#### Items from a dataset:
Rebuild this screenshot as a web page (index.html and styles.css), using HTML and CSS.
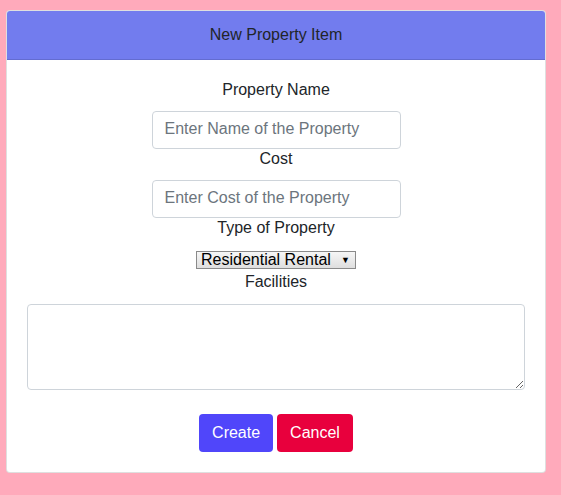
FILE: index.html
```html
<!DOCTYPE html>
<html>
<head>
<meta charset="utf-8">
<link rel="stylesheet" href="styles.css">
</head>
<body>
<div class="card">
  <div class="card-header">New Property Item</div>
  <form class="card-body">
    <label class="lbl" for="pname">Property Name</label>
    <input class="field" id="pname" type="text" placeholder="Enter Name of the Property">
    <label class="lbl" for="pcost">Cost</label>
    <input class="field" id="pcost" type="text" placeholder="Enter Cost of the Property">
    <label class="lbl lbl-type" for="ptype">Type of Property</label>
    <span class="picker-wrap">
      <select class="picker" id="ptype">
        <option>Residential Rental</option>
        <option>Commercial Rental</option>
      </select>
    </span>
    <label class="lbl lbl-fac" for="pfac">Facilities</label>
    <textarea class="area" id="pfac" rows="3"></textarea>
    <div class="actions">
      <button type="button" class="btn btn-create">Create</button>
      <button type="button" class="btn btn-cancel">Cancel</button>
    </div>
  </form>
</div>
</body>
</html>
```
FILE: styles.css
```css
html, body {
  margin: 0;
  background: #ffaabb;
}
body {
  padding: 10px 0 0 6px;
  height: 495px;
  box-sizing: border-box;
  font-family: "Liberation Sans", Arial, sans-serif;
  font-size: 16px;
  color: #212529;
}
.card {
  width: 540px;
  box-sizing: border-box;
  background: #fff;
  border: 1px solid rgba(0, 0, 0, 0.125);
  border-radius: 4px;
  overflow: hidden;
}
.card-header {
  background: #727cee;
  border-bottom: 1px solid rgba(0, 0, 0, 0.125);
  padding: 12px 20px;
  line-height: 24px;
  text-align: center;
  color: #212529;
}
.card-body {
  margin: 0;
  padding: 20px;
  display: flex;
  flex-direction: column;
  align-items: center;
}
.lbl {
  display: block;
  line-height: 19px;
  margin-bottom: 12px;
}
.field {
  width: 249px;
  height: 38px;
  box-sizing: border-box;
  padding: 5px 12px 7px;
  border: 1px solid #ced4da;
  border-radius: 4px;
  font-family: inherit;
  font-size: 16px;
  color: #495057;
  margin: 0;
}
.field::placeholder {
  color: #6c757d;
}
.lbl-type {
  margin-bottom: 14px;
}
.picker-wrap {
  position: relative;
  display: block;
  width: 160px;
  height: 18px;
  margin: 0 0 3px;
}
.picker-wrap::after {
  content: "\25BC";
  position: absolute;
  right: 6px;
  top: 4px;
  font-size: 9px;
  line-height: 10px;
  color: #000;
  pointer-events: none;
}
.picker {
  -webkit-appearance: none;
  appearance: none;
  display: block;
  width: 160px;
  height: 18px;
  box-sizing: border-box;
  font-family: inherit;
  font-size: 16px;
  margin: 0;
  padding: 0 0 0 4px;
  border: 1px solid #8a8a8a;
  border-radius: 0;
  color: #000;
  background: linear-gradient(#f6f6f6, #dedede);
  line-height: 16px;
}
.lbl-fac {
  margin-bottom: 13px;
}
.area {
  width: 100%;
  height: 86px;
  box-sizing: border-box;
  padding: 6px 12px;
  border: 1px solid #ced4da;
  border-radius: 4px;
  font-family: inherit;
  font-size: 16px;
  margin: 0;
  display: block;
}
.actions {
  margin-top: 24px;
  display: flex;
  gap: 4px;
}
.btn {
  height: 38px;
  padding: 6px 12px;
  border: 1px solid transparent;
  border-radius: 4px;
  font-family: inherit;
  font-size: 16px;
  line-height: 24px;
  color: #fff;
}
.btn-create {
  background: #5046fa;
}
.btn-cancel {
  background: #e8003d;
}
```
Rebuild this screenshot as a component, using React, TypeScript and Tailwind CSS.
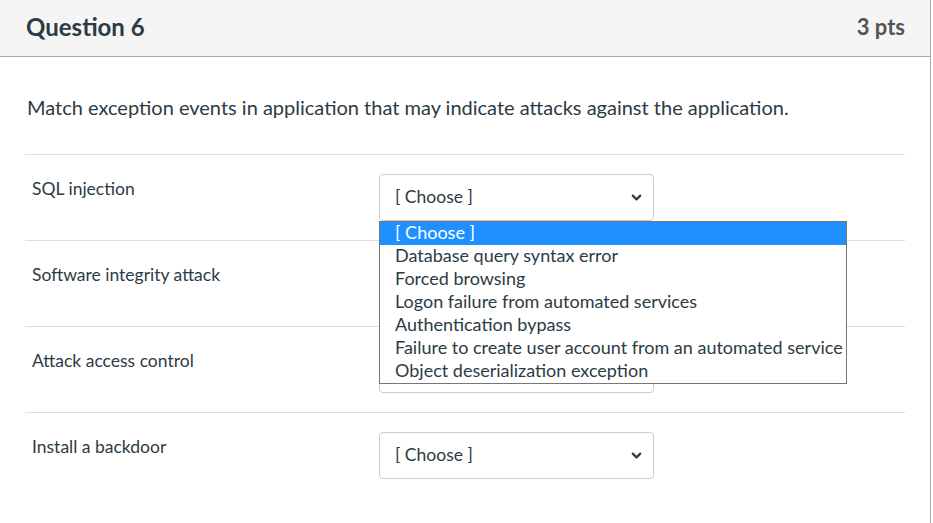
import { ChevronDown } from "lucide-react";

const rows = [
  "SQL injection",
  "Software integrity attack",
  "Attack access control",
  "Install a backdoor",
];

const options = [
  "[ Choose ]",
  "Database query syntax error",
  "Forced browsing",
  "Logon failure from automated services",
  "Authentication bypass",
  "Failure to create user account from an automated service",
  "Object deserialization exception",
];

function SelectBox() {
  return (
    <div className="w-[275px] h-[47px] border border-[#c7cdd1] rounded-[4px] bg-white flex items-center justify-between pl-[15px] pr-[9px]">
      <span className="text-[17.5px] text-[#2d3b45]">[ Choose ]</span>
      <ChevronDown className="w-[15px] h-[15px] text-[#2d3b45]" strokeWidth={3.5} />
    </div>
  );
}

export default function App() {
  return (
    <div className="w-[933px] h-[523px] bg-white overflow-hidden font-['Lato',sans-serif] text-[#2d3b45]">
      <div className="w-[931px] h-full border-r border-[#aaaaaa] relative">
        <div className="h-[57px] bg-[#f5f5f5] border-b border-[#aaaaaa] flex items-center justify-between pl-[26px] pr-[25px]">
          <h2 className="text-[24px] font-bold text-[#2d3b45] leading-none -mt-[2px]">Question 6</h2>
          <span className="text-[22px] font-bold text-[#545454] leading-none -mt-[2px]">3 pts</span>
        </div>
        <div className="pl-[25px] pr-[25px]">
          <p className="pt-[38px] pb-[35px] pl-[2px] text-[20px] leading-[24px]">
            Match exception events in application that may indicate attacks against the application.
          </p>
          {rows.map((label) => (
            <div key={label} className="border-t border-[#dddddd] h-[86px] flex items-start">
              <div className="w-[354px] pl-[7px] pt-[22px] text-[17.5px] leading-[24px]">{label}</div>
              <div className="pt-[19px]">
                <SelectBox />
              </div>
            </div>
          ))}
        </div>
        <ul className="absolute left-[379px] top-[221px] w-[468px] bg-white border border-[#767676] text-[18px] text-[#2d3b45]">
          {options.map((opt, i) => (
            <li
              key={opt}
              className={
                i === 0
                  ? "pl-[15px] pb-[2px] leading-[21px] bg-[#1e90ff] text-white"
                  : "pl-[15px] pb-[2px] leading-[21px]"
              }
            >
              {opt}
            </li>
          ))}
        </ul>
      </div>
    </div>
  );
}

#### EXERCISE REQUIREMENTS:
Show every line that contains the word "Rebuild".

#### REPLY:
Rebuild this screenshot as a web page (index.html and styles.css), using HTML and CSS.
Rebuild this screenshot as a component, using React, TypeScript and Tailwind CSS.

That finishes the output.